### Given request
Check every line of the entries for "screenshot", and copy the lines that hold it.

>> START Recorded data

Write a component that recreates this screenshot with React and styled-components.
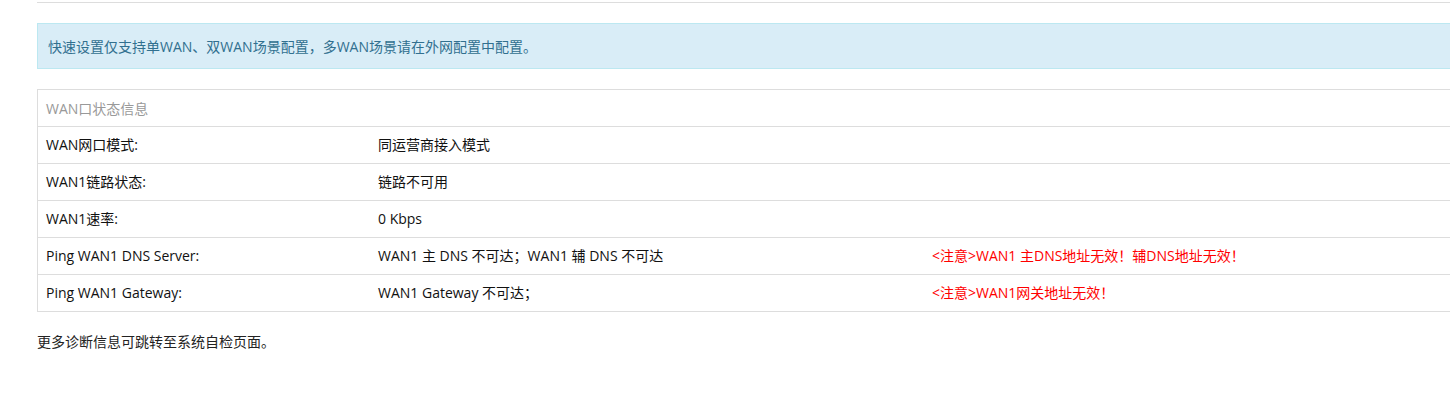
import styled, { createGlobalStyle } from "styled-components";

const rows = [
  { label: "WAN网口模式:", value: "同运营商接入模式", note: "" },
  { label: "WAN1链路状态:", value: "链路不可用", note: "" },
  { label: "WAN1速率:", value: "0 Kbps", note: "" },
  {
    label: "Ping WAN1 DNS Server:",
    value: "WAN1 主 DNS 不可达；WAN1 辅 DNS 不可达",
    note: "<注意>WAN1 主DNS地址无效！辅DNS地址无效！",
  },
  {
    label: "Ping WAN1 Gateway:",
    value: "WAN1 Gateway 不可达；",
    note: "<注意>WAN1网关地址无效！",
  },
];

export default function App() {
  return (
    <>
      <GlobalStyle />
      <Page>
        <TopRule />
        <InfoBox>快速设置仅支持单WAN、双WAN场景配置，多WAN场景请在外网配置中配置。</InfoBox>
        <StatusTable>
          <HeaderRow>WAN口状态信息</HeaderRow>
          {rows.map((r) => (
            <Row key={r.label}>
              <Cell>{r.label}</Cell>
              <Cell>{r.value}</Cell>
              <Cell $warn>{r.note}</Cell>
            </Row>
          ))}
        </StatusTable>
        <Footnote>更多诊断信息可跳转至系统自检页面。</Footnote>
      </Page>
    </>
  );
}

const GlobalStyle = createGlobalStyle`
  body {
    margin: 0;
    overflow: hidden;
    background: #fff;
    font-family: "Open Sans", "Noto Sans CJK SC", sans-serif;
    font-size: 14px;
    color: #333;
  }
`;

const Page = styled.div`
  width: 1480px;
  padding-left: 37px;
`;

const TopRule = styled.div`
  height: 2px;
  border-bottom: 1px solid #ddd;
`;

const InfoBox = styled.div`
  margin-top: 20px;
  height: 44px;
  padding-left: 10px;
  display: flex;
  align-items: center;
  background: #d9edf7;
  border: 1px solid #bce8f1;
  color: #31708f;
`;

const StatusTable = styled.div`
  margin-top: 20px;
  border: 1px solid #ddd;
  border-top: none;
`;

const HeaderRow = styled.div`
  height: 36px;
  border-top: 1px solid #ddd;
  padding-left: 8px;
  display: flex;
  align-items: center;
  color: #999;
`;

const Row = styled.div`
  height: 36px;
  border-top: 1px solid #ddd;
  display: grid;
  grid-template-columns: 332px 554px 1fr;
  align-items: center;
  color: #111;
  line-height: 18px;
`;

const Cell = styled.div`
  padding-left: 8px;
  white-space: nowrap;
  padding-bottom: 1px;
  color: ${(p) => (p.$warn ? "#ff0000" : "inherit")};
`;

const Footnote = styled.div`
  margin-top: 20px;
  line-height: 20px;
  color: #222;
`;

>> END Recorded data
>> START Recorded data

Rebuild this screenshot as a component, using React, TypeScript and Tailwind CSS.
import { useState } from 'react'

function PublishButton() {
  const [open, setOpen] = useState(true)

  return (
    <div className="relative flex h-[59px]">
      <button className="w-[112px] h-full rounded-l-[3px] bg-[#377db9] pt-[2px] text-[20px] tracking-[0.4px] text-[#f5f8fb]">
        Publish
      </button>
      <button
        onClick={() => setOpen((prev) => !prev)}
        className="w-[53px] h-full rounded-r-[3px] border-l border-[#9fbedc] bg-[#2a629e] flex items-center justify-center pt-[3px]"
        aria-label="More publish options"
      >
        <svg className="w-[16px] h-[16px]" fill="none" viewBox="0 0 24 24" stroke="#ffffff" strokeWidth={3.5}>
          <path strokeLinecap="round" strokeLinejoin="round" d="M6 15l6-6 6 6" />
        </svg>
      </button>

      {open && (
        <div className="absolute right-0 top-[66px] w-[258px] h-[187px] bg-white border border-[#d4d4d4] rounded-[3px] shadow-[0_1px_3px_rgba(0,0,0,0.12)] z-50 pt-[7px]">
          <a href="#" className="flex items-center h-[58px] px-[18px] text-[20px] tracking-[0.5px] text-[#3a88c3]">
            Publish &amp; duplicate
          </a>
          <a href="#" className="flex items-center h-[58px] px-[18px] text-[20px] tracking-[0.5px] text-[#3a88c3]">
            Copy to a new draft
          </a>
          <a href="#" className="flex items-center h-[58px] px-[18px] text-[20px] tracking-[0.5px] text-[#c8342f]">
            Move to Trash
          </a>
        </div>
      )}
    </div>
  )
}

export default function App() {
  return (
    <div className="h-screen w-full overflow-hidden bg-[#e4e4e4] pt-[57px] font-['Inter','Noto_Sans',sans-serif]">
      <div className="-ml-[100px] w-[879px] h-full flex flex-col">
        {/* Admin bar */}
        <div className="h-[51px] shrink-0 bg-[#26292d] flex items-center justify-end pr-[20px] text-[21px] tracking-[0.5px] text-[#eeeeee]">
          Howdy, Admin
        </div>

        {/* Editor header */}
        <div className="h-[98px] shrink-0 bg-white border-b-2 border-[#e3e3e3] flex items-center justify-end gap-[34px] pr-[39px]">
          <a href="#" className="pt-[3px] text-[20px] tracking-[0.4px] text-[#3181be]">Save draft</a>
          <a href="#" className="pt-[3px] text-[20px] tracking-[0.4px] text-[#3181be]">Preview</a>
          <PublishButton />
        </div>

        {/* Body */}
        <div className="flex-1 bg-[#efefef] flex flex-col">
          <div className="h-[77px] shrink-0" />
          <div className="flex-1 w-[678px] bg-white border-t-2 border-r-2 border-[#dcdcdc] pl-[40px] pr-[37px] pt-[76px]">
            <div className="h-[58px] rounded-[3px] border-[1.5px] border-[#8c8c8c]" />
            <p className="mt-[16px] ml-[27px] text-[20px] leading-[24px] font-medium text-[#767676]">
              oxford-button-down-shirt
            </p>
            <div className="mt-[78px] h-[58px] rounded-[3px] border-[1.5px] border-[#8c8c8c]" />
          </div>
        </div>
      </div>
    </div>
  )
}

>> END Recorded data
>> START Recorded data

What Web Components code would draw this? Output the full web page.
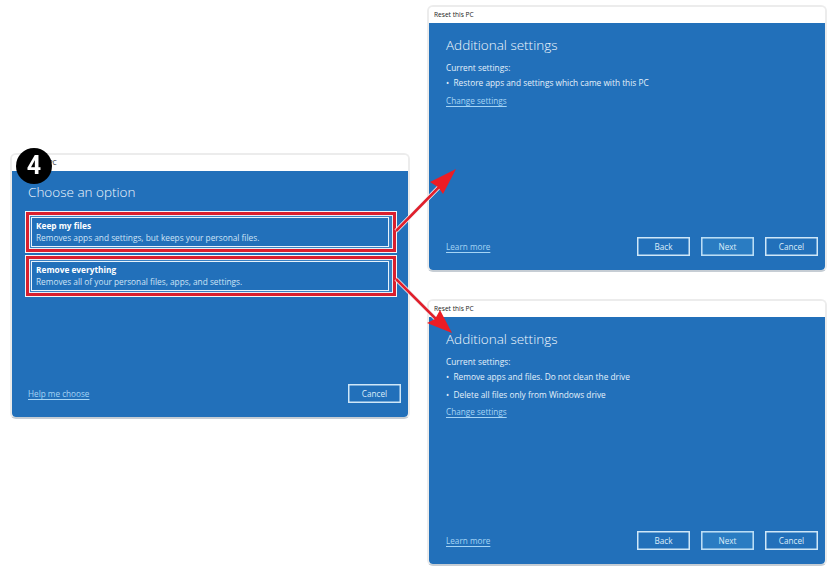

>> END Recorded data

### Solution to this problem
Write a component that recreates this screenshot with React and styled-components.
Rebuild this screenshot as a component, using React, TypeScript and Tailwind CSS.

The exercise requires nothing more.